Criada por um estadunidense branco, a Disney é considerada um exemplo da dominância da cultura ocidental norte-americana e europeia no cenário de produções audiovisuais. Com filmes como: “Branca de Neve” (1937), “Cinderela” (1950), “A Bela e a Fera” (1991), entre outros, a diversidade em tela nunca foi uma prioridade, até o momento em que o público passou a exigir que as novas produções fossem mais plurais.
Essa insatisfação do público, somada à crescente onda de representatividade de outras culturas na indústria, foi fundamental para que filmes como “A Princesa e o Sapo” (2009), trazendo Tiana, a primeira princesa negra e “Moana” (2016), a primeira princesa de origem polinésia, chegassem às telas.
Mesmo com essa mudança de abordagem institucional, a Disney foi alvo de acusações após o lançamento da animação clássica “Mulan” em 1998. Com a intenção de trazer mais diversidade para seus personagens, o filme, produzido e dirigido pelos estadunidenses Tony Bancroft e Barry Cook, gerou enorme polêmica. A população chinesa, local onde a animação se passa, se revoltou após elementos sagrados de sua cultura como o dragão e o grilo da sorte, terem sido usados como personagens cômicos, desmerecendo suas tradições milenares. Como forma de reparar o erro, a produção do live action de “Mulan” lançada em 2020, foi feita por uma equipe predominantemente asiática, passando maior credibilidade ao produto final.

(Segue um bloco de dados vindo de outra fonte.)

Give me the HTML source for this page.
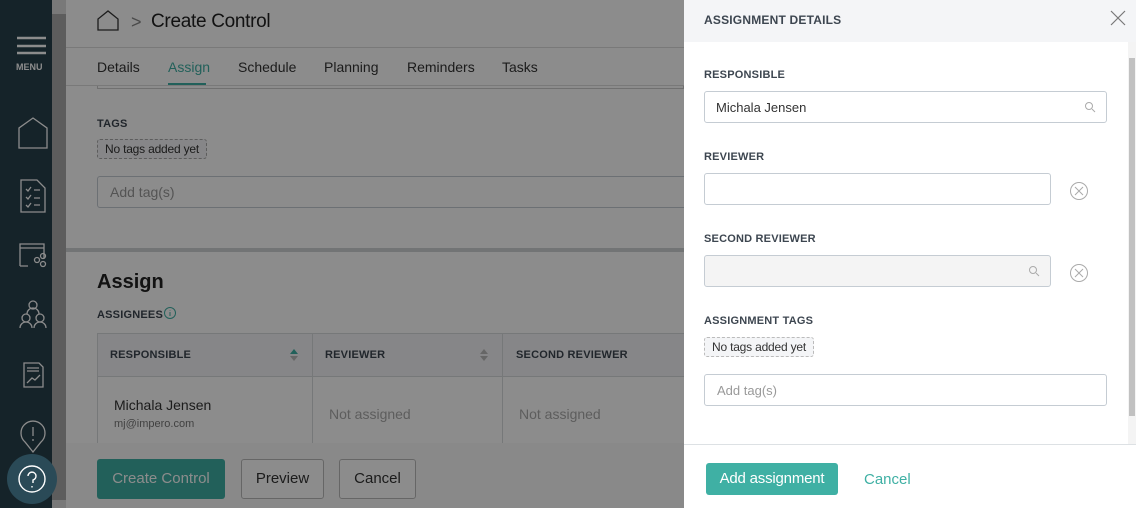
<!DOCTYPE html>
<html><head><style>
*{box-sizing:border-box;margin:0;padding:0}
body{width:1136px;height:508px;overflow:hidden;font-family:"Liberation Sans",sans-serif;position:relative;background:#fff}
.a{position:absolute}
.lbl{font-size:11px;font-weight:bold;color:#3d4650;letter-spacing:.2px}
.inp{border:1px solid #c5ccd3;border-radius:3px;background:#fff}
</style></head><body>
<div class="a" style="left:0;top:0;width:52px;height:508px;background:#27404c"></div>
<div class="a" style="left:52px;top:0;width:14px;height:508px;background:#ddd"></div>
<div class="a" style="left:52px;top:14px;width:14px;height:486px;background:#aaa"></div>
<div class="a" style="left:66px;top:0;width:618px;height:508px;background:#fff"></div>
<svg class="a" style="left:0;top:0" width="66" height="508" fill="none" stroke="#fff" stroke-width="1.3">
<path d="M17 38h29M17 46h29M17 53h29" stroke-width="2.5"/>
<path d="M19 148v-20l14-10 14 10v20z"/>
<path d="M21 180h16l8 8v24h-24z M26 189l2 2 3-4M26 197l2 2 3-4M26 205l2 2 3-4M34 190h6M34 198h6M34 205h6"/>
<path d="M20 266v-22h24v14M20 248h24M20 266h8"/><circle cx="37" cy="260" r="2.5"/><circle cx="43" cy="256" r="2.5"/><circle cx="43" cy="264" r="2.5"/>
<circle cx="33" cy="305" r="4"/><circle cx="26" cy="318" r="4"/><circle cx="40" cy="318" r="4"/><path d="M20 328a6 6 0 0 1 12 0M34 328a6 6 0 0 1 12 0M27 314a6 6 0 0 1 12 0"/>
<path d="M24 363h15l4 4v20h-19z M27 368h12M27 371h12M27 383l5-5 3 2 5-5"/>
<path d="M33 452l-8-10a12 12 0 1 1 16 0z M33 427v9M33 439v2"/>
</svg>
<div class="a" style="left:16px;top:62px;font-size:9px;font-weight:bold;color:#fff">MENU</div>
<svg class="a" style="left:96px;top:9px" width="26" height="24" fill="none" stroke="#333" stroke-width="1.3"><path d="M2 21V10L12 2l10 8v11z"/></svg>
<div class="a" style="left:131px;top:12px;font-size:18px;color:#888">&gt;</div>
<div class="a" style="left:151px;top:11px;font-size:19px;color:#222;letter-spacing:-.3px">Create Control</div>
<div class="a" style="left:66px;top:47px;width:618px;height:1px;background:#ddd"></div>
<div class="a" style="left:97px;top:59px;font-size:14px;color:#333">Details</div>
<div class="a" style="left:168px;top:59px;font-size:14px;color:#3fb0a4">Assign</div>
<div class="a" style="left:168px;top:83px;width:38px;height:2px;background:#3fb0a4"></div>
<div class="a" style="left:238px;top:59px;font-size:14px;color:#333">Schedule</div>
<div class="a" style="left:324px;top:59px;font-size:14px;color:#333">Planning</div>
<div class="a" style="left:407px;top:59px;font-size:14px;color:#333">Reminders</div>
<div class="a" style="left:502px;top:59px;font-size:14px;color:#333">Tasks</div>
<div class="a" style="left:66px;top:85px;width:618px;height:1px;background:#ddd"></div>
<div class="a" style="left:97px;top:86px;width:587px;height:3px;border:1px solid #ccc;border-top:0"></div>
<div class="a lbl" style="left:97px;top:118px">TAGS</div>
<div class="a" style="left:97px;top:139px;border:1px dashed #aaa;border-radius:3px;background:#f4f5f7;font-size:12px;padding:2px 7px;color:#333;letter-spacing:-.2px">No tags added yet</div>
<div class="a inp" style="left:97px;top:176px;width:600px;height:32px;font-size:14px;color:#999;padding:7px 12px">Add tag(s)</div>
<div class="a" style="left:66px;top:248px;width:618px;height:4px;background:#d0d3d6"></div>
<div class="a" style="left:97px;top:271px;font-size:20px;font-weight:bold;color:#222">Assign</div>
<div class="a lbl" style="left:97px;top:309px">ASSIGNEES</div>
<svg class="a" style="left:163px;top:306px" width="14" height="14" fill="none" stroke="#3fb0a4"><circle cx="7" cy="7" r="5.5"/><path d="M7 6v4M7 4v.5"/></svg>
<div class="a" style="left:97px;top:333px;width:600px;height:44px;background:#f4f5f7;border:1px solid #d7dadd"></div>
<div class="a" style="left:97px;top:377px;width:600px;height:70px;border:1px solid #d7dadd;border-top:0"></div>
<div class="a" style="left:312px;top:333px;width:1px;height:114px;background:#d7dadd"></div>
<div class="a" style="left:502px;top:333px;width:1px;height:114px;background:#d7dadd"></div>
<div class="a lbl" style="left:110px;top:349px">RESPONSIBLE</div>
<div class="a lbl" style="left:325px;top:349px">REVIEWER</div>
<div class="a lbl" style="left:516px;top:349px">SECOND REVIEWER</div>
<svg class="a" style="left:289px;top:348px" width="10" height="14"><path d="M1 6l4-5 4 5z" fill="#3fb0a4"/><path d="M1 8l4 5 4-5z" fill="#bbb"/></svg>
<svg class="a" style="left:479px;top:348px" width="10" height="14"><path d="M1 6l4-5 4 5z" fill="#bbb"/><path d="M1 8l4 5 4-5z" fill="#bbb"/></svg>
<div class="a" style="left:114px;top:397px;font-size:14px;color:#333">Michala Jensen</div>
<div class="a" style="left:114px;top:418px;font-size:11px;color:#777">mj@impero.com</div>
<div class="a" style="left:329px;top:406px;font-size:14px;color:#aaa">Not assigned</div>
<div class="a" style="left:519px;top:406px;font-size:14px;color:#aaa">Not assigned</div>
<div class="a" style="left:66px;top:443px;width:618px;height:65px;background:#fafafa"></div>
<div class="a" style="left:97px;top:459px;width:128px;height:40px;background:#3fb0a4;border-radius:3px;color:#fff;font-size:15px;text-align:center;line-height:40px">Create Control</div>
<div class="a" style="left:241px;top:459px;width:83px;height:40px;border:1px solid #bbb;border-radius:3px;color:#333;font-size:15px;text-align:center;line-height:38px;background:#fff">Preview</div>
<div class="a" style="left:339px;top:459px;width:77px;height:40px;border:1px solid #bbb;border-radius:3px;color:#333;font-size:15px;text-align:center;line-height:38px;background:#fff">Cancel</div>
<div class="a" style="left:52px;top:0;width:632px;height:508px;background:rgba(0,0,0,.45)"></div>
<div class="a" style="left:0;top:0;width:52px;height:508px;background:rgba(0,0,0,.45)"></div>
<div class="a" style="left:7px;top:454px;width:50px;height:50px;border-radius:50%;background:#2a4a57"></div>
<svg class="a" style="left:7px;top:454px" width="50" height="50" fill="none" stroke="#fff" stroke-width="1.4"><circle cx="25" cy="25" r="13"/><path d="M21 22a4 4 0 1 1 5 4v3M25 32v1.5"/></svg>
<div class="a" style="left:684px;top:0;width:452px;height:508px;background:#fff"></div>
<div class="a" style="left:684px;top:0;width:452px;height:42px;background:#f4f5f7"></div>
<div class="a lbl" style="left:704px;top:13px;font-size:12px">ASSIGNMENT DETAILS</div>
<svg class="a" style="left:1110px;top:10px" width="16" height="16" stroke="#777" stroke-width="1.2"><path d="M1 1l14 14M15 1L1 15"/></svg>
<div class="a" style="left:1128px;top:42px;width:8px;height:402px;background:#f4f4f4"></div>
<div class="a" style="left:1129px;top:58px;width:6px;height:358px;background:#c1c1c1"></div>
<div class="a lbl" style="left:704px;top:69px">RESPONSIBLE</div>
<div class="a inp" style="left:704px;top:91px;width:403px;height:32px;font-size:13px;color:#333;padding:8px 11px">Michala Jensen</div>
<div class="a lbl" style="left:704px;top:151px">REVIEWER</div>
<div class="a inp" style="left:704px;top:173px;width:347px;height:32px"></div>
<div class="a lbl" style="left:704px;top:233px">SECOND REVIEWER</div>
<div class="a inp" style="left:704px;top:255px;width:347px;height:32px;background:#f4f4f4"></div>
<svg class="a" style="left:0;top:0" width="1136" height="300" fill="none" stroke="#aaa" stroke-width="1"><circle cx="1089" cy="106" r="3.5"/><path d="M1092 109l3 3"/><circle cx="1033" cy="270" r="3.5"/><path d="M1036 273l3 3"/><circle cx="1079" cy="191" r="8.5"/><path d="M1075 187l8 8M1083 187l-8 8"/><circle cx="1079" cy="273" r="8.5"/><path d="M1075 269l8 8M1083 269l-8 8"/></svg>
<div class="a lbl" style="left:704px;top:315px">ASSIGNMENT TAGS</div>
<div class="a" style="left:704px;top:337px;border:1px dashed #bbb;border-radius:3px;background:#f4f5f7;font-size:12px;padding:2px 7px;color:#333;letter-spacing:-.2px">No tags added yet</div>
<div class="a inp" style="left:704px;top:374px;width:403px;height:32px;font-size:13px;color:#999;padding:8px 12px">Add tag(s)</div>
<div class="a" style="left:684px;top:444px;width:452px;height:1px;background:#dde1e4"></div>
<div class="a" style="left:706px;top:463px;width:132px;height:32px;background:#3fb0a4;border-radius:3px;color:#fff;font-size:15px;text-align:center;line-height:32px;letter-spacing:-.2px">Add assignment</div>
<div class="a" style="left:864px;top:471px;font-size:15px;color:#3fb0a4">Cancel</div>
</body></html>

Recentemente, ainda em 2021, a Disney lançou a animação “Raya e o Último Dragão”, que se inspirou na cultura do sudeste da Ásia para criar o mundo fictício de Kumandra. Assim como foi o caso do live action de “Mulan”, a nova animação passou por uma intensa etapa de produção, para que o resultado fosse respeitoso e coerente com a cultura local. Mesmo sendo uma produção da Disney, comumente associada a padrões estéticos e culturais ocidentais, essa participação de artistas locais na etapa de concepção até a pós-produção do filme, não é somente necessária, mas a atitude certa a se tomar em todos os casos onde outras culturas serão representadas.